Recommandé par une amie en France, j’ai lu ce livre en 48h. Il est très bien écrit et l’auteur décrit très bien sa réalité et la réalité d’une nouvelle classe de travailleurs qui s’appauvrit , des nouveaux pauvres en France. Ce livre nous laisse un goût amer sur le nouvel esclavagisme, la fausse répartition des richesses et le capitalisme .
A mi chemin entre Edouard Louis et Constance Debré (avec Playboy), complète parfaitement la littérature récente sur les mécanismes infernaux de misère sociale et de mouvements de classe. Je recommanderai !

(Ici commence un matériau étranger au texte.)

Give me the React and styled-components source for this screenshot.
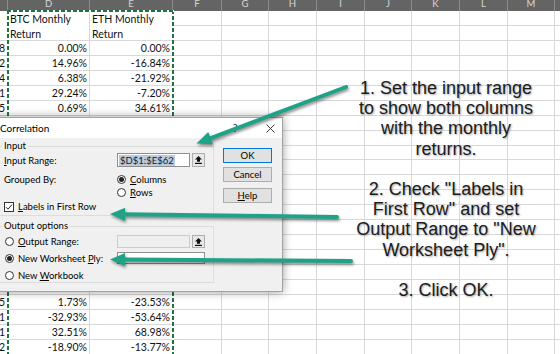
import React from "react";
import styled, { createGlobalStyle } from "styled-components";

const GlobalStyle = createGlobalStyle`
  html, body {
    margin: 0;
    padding: 0;
    background: #ffffff;
  }
  body {
    width: 560px;
    height: 354px;
    overflow: hidden;
  }
`;

const COLS = [60, 82, 83, 49, 47, 48, 48, 47, 48, 48, 47, 48];
const LETTERS = ["C", "D", "E", "F", "G", "H", "I", "J", "K", "L", "M", "N"];
const BLANKS = 9; // F..N

const DATA = [
  ["301.48", "0.00%", "0.00%"],
  ["389.62", "14.96%", "-16.84%"],
  ["414.04", "6.38%", "-21.92%"],
  ["535.41", "29.24%", "-7.20%"],
  ["538.75", "0.69%", "34.61%"],
  ["612.30", "4.12%", "9.87%"],
  ["677.63", "10.67%", "-2.55%"],
  ["701.21", "3.48%", "12.40%"],
  ["1,019.05", "45.33%", "61.02%"],
  ["1,236.88", "21.37%", "54.19%"],
  ["2,451.40", "98.20%", "78.66%"],
  ["2,693.24", "9.86%", "-4.13%"],
  ["4,764.87", "76.92%", "29.48%"],
  ["4,349.29", "-8.72%", "-27.61%"],
  ["6,468.40", "48.72%", "44.05%"],
  ["10,233.90", "58.21%", "69.74%"],
  ["14,156.40", "38.33%", "121.20%"],
  ["5,121.75", "1.73%", "-23.53%"],
  ["4,278.01", "-32.93%", "-53.64%"],
  ["5,671.11", "32.51%", "68.98%"],
  ["4,541.02", "-18.90%", "-13.77%"],
];

const Page = styled.div`
  position: relative;
  width: 560px;
  height: 354px;
  overflow: hidden;
  background: #ffffff;
`;

const Sheet = styled.div`
  display: grid;
  grid-template-columns: ${COLS.map((w) => `${w}px`).join(" ")};
  grid-template-rows: 11px 15px;
  grid-auto-rows: 14.95px;
  margin-left: -52px;
  width: ${COLS.reduce((a, b) => a + b, 0)}px;
  font-family: Lato, "Open Sans", sans-serif;
`;

const HeadCell = styled.div`
  box-sizing: border-box;
  background: #646464;
  color: #d8d8d8;
  border-right: 1px solid #8c8c8c;
  font-size: 9.5px;
  line-height: 8px;
  text-align: center;
  overflow: hidden;
`;

const Cell = styled.div`
  box-sizing: border-box;
  border-right: 1px solid #d8d8d8;
  border-bottom: 1px solid #d8d8d8;
  padding: 1.5px 2px 0;
  font-size: 10.5px;
  line-height: 13px;
  color: #111;
  text-align: ${(p) => p.$align || "left"};
  white-space: nowrap;
  overflow: hidden;
`;

const LabelCell = styled(Cell)`
  grid-row: span 2;
  padding-top: 1px;
  line-height: 15px;
  white-space: normal;
`;

const Marquee = styled.div`
  position: absolute;
  left: 7px;
  top: 10px;
  width: 167px;
  bottom: -10px;
  pointer-events: none;
  background:
    repeating-linear-gradient(90deg, #217346 0 4px, #ffffff 4px 6px) top left / 100% 2px no-repeat,
    repeating-linear-gradient(180deg, #217346 0 4px, #ffffff 4px 6px) top left / 2px 100% no-repeat,
    repeating-linear-gradient(180deg, #217346 0 4px, #ffffff 4px 6px) top right / 2px 100% no-repeat;
`;

/* ---------- dialog ---------- */

const Dialog = styled.div`
  position: absolute;
  left: -8px;
  top: 117px;
  width: 291px;
  height: 175px;
  box-sizing: border-box;
  border: 1px solid #a3a3a3;
  background: #f0f0f0;
  box-shadow: 0 0 9px rgba(0, 0, 0, 0.38);
  display: flex;
  flex-direction: column;
  font-family: Lato, "Open Sans", sans-serif;
  font-size: 9.5px;
  color: #000;
`;

const TitleBar = styled.div`
  height: 20px;
  background: #ffffff;
  display: flex;
  align-items: center;
  padding-left: 7px;
`;

const TitleText = styled.div`
  flex: 1;
  font-size: 10px;
`;

const TitleButton = styled.div`
  width: 24px;
  height: 20px;
  display: flex;
  align-items: center;
  justify-content: center;
  font-size: 10.5px;
  color: #333;
  margin-left: ${(p) => (p.$close ? "11px" : "0")};
`;

const DialogBody = styled.div`
  flex: 1;
  display: grid;
  grid-template-columns: 217px 49px;
  column-gap: 9px;
  padding: 2px 10px 0 4px;
  align-items: start;
`;

const Groups = styled.div`
  display: flex;
  flex-direction: column;
`;

const Group = styled.fieldset`
  margin: ${(p) => p.$mt || 0}px 0 0;
  padding: 0 6px ${(p) => p.$pb || 0}px;
  border: 1px solid #dcdcdc;
  min-width: 0;
`;

const Legend = styled.legend`
  padding: 0 2px;
  margin-left: -2px;
  font-size: 9.5px;
  line-height: 12px;
`;

const FieldRow = styled.div`
  display: flex;
  align-items: center;
  height: ${(p) => p.$h}px;
  margin-top: ${(p) => p.$mt || 0}px;
`;

const FieldLabel = styled.div`
  width: 113px;
  flex: none;
`;

const Option = styled.label`
  display: flex;
  align-items: center;
  gap: 4px;
  padding-left: ${(p) => (p.$inset ? 1 : 0)}px;
`;

const Radio = styled.span`
  width: 9px;
  height: 9px;
  box-sizing: border-box;
  border: 1px solid #333;
  border-radius: 50%;
  background: #fff;
  display: flex;
  align-items: center;
  justify-content: center;
  &::after {
    content: "";
    width: 5px;
    height: 5px;
    border-radius: 50%;
    background: ${(p) => (p.$on ? "#222" : "transparent")};
  }
`;

const CheckBox = styled.span`
  width: 10px;
  height: 10px;
  box-sizing: border-box;
  border: 1px solid #333;
  background: #fff;
  display: flex;
  align-items: center;
  justify-content: center;
`;

const TextBox = styled.div`
  box-sizing: border-box;
  width: ${(p) => p.$w}px;
  height: ${(p) => p.$h}px;
  border: 1px solid ${(p) => (p.$disabled ? "#cccccc" : "#8f8f8f")};
  background: ${(p) => (p.$disabled ? "#efefef" : "#ffffff")};
  display: flex;
  align-items: center;
  padding-left: 1px;
  font-size: 9.5px;
`;

const Selected = styled.span`
  background: #b9cadf;
  color: #1a1a1a;
  line-height: 11px;
  padding: 0 1px;
`;

const RefButton = styled.div`
  box-sizing: border-box;
  width: 13px;
  height: ${(p) => p.$h}px;
  margin-left: 2px;
  border: 1px solid #adadad;
  background: #e8e8e8;
  display: flex;
  align-items: center;
  justify-content: center;
`;

const Buttons = styled.div`
  display: flex;
  flex-direction: column;
  padding-top: 8px;
`;

const DlgButton = styled.div`
  box-sizing: border-box;
  height: 15px;
  margin-top: ${(p) => p.$mt || 0}px;
  border: 1px solid ${(p) => (p.$default ? "#0078d7" : "#adadad")};
  background: #e1e1e1;
  display: flex;
  align-items: center;
  justify-content: center;
  font-size: 9.5px;
`;

/* ---------- annotation ---------- */

const Note = styled.div`
  position: absolute;
  left: 336px;
  top: 78px;
  width: 220px;
  text-align: center;
  font-family: "Liberation Sans", Arial, sans-serif;
  font-size: 18px;
  line-height: 20.2px;
  color: #1c1c1c;
  text-shadow: 1px 1px 2px rgba(0, 0, 0, 0.35);
`;

const ArrowLayer = styled.svg`
  position: absolute;
  left: 0;
  top: 0;
  pointer-events: none;
  overflow: visible;
  filter: drop-shadow(1px 2px 1.5px rgba(0, 0, 0, 0.45));
`;

const TEAL = "#1fa386";

function Arrow({ x1, y1, x2, y2 }) {
  const dx = x2 - x1;
  const dy = y2 - y1;
  const len = Math.hypot(dx, dy);
  const ux = dx / len;
  const uy = dy / len;
  const hl = 15;
  const hw = 6.5;
  const bx = x2 - ux * hl;
  const by = y2 - uy * hl;
  const px = -uy;
  const py = ux;
  const pts = `${x2},${y2} ${bx + px * hw},${by + py * hw} ${bx - px * hw},${by - py * hw}`;
  return (
    <g>
      <line
        x1={x1}
        y1={y1}
        x2={bx + ux * 2}
        y2={by + uy * 2}
        stroke={TEAL}
        strokeWidth="4"
        strokeLinecap="round"
      />
      <polygon points={pts} fill={TEAL} />
    </g>
  );
}

const RefIcon = () => (
  <svg width="7" height="8" viewBox="0 0 7 8">
    <polygon points="3.5,0 7,3.5 5,3.5 5,5.8 2,5.8 2,3.5 0,3.5" fill="#111" />
    <rect x="0" y="6.8" width="7" height="1.2" fill="#111" />
  </svg>
);

const CheckMark = () => (
  <svg width="8" height="8" viewBox="0 0 8 8">
    <polyline points="1,4.2 3,6.2 7,1.6" fill="none" stroke="#222" strokeWidth="1" />
  </svg>
);

const CloseIcon = () => (
  <svg width="9" height="9" viewBox="0 0 9 9">
    <path d="M0.5 0.5 L8.5 8.5 M8.5 0.5 L0.5 8.5" stroke="#222" strokeWidth="0.9" />
  </svg>
);

export default function App() {
  return (
    <Page>
      <GlobalStyle />
      <Sheet>
        {LETTERS.map((l) => (
          <HeadCell key={l}>{l}</HeadCell>
        ))}
        <LabelCell />
        <LabelCell>
          BTC Monthly
          <br />
          Return
        </LabelCell>
        <LabelCell>
          ETH Monthly
          <br />
          Return
        </LabelCell>
        {Array.from({ length: BLANKS * 2 }).map((_, i) => (
          <Cell key={`h${i}`} />
        ))}
        {DATA.map((row, r) => (
          <React.Fragment key={r}>
            {row.map((v, c) => (
              <Cell key={c} $align="right">
                {v}
              </Cell>
            ))}
            {Array.from({ length: BLANKS }).map((_, i) => (
              <Cell key={`b${i}`} />
            ))}
          </React.Fragment>
        ))}
      </Sheet>
      <Marquee />

      <Dialog>
        <TitleBar>
          <TitleText>Correlation</TitleText>
          <TitleButton>?</TitleButton>
          <TitleButton $close>
            <CloseIcon />
          </TitleButton>
        </TitleBar>
        <DialogBody>
          <Groups>
            <Group $pb={2}>
              <Legend>Input</Legend>
              <FieldRow $h={14} $mt={1}>
                <FieldLabel>
                  <u>I</u>nput Range:
                </FieldLabel>
                <TextBox $w={73} $h={14}>
                  <Selected>$D$1:$E$62</Selected>
                </TextBox>
                <RefButton $h={14}>
                  <RefIcon />
                </RefButton>
              </FieldRow>
              <FieldRow $h={13} $mt={6}>
                <FieldLabel>Grouped By:</FieldLabel>
                <Option>
                  <Radio $on />
                  <span>
                    <u>C</u>olumns
                  </span>
                </Option>
              </FieldRow>
              <FieldRow $h={13}>
                <FieldLabel />
                <Option>
                  <Radio />
                  <span>
                    <u>R</u>ows
                  </span>
                </Option>
              </FieldRow>
              <FieldRow $h={13} $mt={1}>
                <Option>
                  <CheckBox>
                    <CheckMark />
                  </CheckBox>
                  <span>
                    <u>L</u>abels in First Row
                  </span>
                </Option>
              </FieldRow>
            </Group>
            <Group $mt={4} $pb={0.5}>
              <Legend>Output options</Legend>
              <FieldRow $h={13} $mt={3}>
                <FieldLabel>
                  <Option $inset>
                    <Radio />
                    <span>
                      <u>O</u>utput Range:
                    </span>
                  </Option>
                </FieldLabel>
                <TextBox $w={73} $h={13} $disabled />
                <RefButton $h={13}>
                  <RefIcon />
                </RefButton>
              </FieldRow>
              <FieldRow $h={12} $mt={4}>
                <FieldLabel>
                  <Option $inset>
                    <Radio $on />
                    <span>
                      New Worksheet <u>P</u>ly:
                    </span>
                  </Option>
                </FieldLabel>
                <TextBox $w={88} $h={12} />
              </FieldRow>
              <FieldRow $h={13} $mt={4.5}>
                <Option $inset>
                  <Radio />
                  <span>
                    New <u>W</u>orkbook
                  </span>
                </Option>
              </FieldRow>
            </Group>
          </Groups>
          <Buttons>
            <DlgButton $default>OK</DlgButton>
            <DlgButton $mt={4}>Cancel</DlgButton>
            <DlgButton $mt={6}>
              <u>H</u>elp
            </DlgButton>
          </Buttons>
        </DialogBody>
      </Dialog>

      <Note>
        1. Set the input range
        <br />
        to show both columns
        <br />
        with the monthly
        <br />
        returns.
        <br />
        <br />
        2. Check "Labels in
        <br />
        First Row" and set
        <br />
        Output Range to "New
        <br />
        Worksheet Ply".
        <br />
        <br />
        3. Click OK.
      </Note>

      <ArrowLayer width="560" height="354" viewBox="0 0 560 354">
        <Arrow x1={346} y1={87} x2={196.5} y2={143.5} />
        <Arrow x1={337} y1={217} x2={110} y2={214} />
        <Arrow x1={351} y1={261} x2={110} y2={259.5} />
      </ArrowLayer>
    </Page>
  );
}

Je me suis lancé dans la lecture de ce livre pensant que j’y trouverais une description de l’envie d’écrire, de celle d’un écrivain à pied d’œuvre. Ce livre parle certes d’un écrivain mais d’un écrivain qui ne vit pas de son travail, et qui doit donc travailler pour vivre. Ayant décidé de tourner le dos à son métier de photographe, pour lequel il était doué et très bien rémunéré, il se retrouve à chercher des « petits boulots » pour survivre. Ces boulots ne sont pas petits par leur difficulté physique ; ils sont même carrément herculéens. Par leur rémunération, ils sont en revanche minuscules… Sa description de l’uberisation de ce marché du travail, sans aucune garantie ni couverture, est tout simplement effrayante par son caractère impitoyable et sa capacité à broyer les gens. La description est implacable et effrayante. Elle est parfois drôle et touchante, Franck Courtes étant une sorte de Charlot des temps modernes, coincés entre deux classes sociales, maladroit et émouvant. Et au final, c’est bien un vrai et bel écrivain que nous lisons, bien que l’écriture soit très latérale au thème du livre et qu’elle n’y soit évoquée que très marginalement.